If you do not qualify for any of the above-mentioned exceptions, but you do already have a valid non-immigrant visa or ESTA registration, you can still take advantage of the loophole, whereby you spend 2 weeks in a third country outside of the Schengen Area, U.K., or Ireland, undergo a PCR COVID test that yields a negative result within 72 hours of your entry. This loophole remains available for those who already have a valid non-immigrant visa or ESTA registration.

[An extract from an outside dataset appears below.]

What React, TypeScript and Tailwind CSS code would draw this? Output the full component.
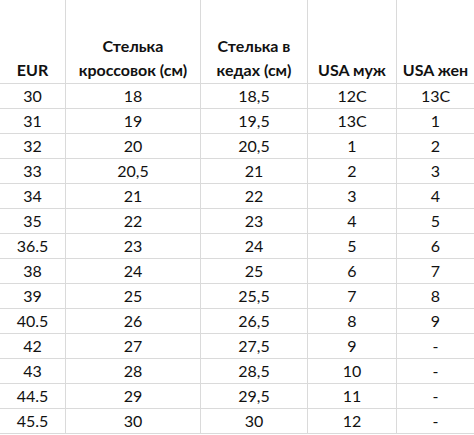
const rows: [string, string, string, string, string][] = [
  ["30", "18", "18,5", "12C", "13C"],
  ["31", "19", "19,5", "13C", "1"],
  ["32", "20", "20,5", "1", "2"],
  ["33", "20,5", "21", "2", "3"],
  ["34", "21", "22", "3", "4"],
  ["35", "22", "23", "4", "5"],
  ["36.5", "23", "24", "5", "6"],
  ["38", "24", "25", "6", "7"],
  ["39", "25", "25,5", "7", "8"],
  ["40.5", "26", "26,5", "8", "9"],
  ["42", "27", "27,5", "9", "-"],
  ["43", "28", "28,5", "10", "-"],
  ["44.5", "29", "29,5", "11", "-"],
  ["45.5", "30", "30", "12", "-"],
];

const cols = "grid grid-cols-[66px_135px_107px_89px_77px]";

export default function App() {
  return (
    <div
      className="w-[474px] h-[435px] overflow-hidden bg-white text-[#111]"
      style={{ fontFamily: "Lato, 'Liberation Sans', sans-serif" }}
    >
      <div className={`${cols} h-[84px] border-b border-[#dadada] text-[16px] font-bold leading-[24px]`}>
        <div className="flex items-end justify-center border-r border-[#dadada] pb-[1px]">EUR</div>
        <div className="flex flex-col items-center justify-end border-r border-[#dadada] pb-[1px]">
          <span>Стелька</span>
          <span>кроссовок (см)</span>
        </div>
        <div className="flex flex-col items-center justify-end border-r border-[#dadada] pb-[1px]">
          <span>Стелька в</span>
          <span>кедах (см)</span>
        </div>
        <div className="flex items-end justify-center border-r border-[#dadada] pb-[1px]">USA муж</div>
        <div className="flex items-end justify-center pb-[1px]">USA жен</div>
      </div>
      {rows.map((r, i) => (
        <div key={i} className={`${cols} h-[25px] border-b border-[#dadada] text-[16px] leading-[24px]`}>
          {r.map((c, j) => (
            <div
              key={j}
              className={`flex items-center justify-center ${j < 4 ? "border-r border-[#dadada]" : ""}`}
            >
              {c}
            </div>
          ))}
        </div>
      ))}
    </div>
  );
}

The change in the NIE policy impacts only those, who do not yet have a visa or ESTA registration. Nevertheless, there might be a solution also for those, who do not yet have their visa. There is the possibility to apply at a U.S. consulate in a country outside of the Schengen Area, U.K., or Ireland, that is willing to process the visa applications of people visiting, but not living long-term in their consular jurisdiction. However, under this scenario, the visa applicant (and any dependent family members, who are applying for a visa as a dependent) would have to submit to a two-week quarantine prior to the visa interview in order no longer to be subject to the travel ban at the time of the visa interview. On this basis, the consular officer would be able to approve the visa without an NIE.

In the end, there is a potential solution to this conundrum, but the travel, lodging, and living expenses for spending 2 weeks in a country outside of the Schengen Area, U.K., or Ireland could make this solution prohibitively expensive for some applicants.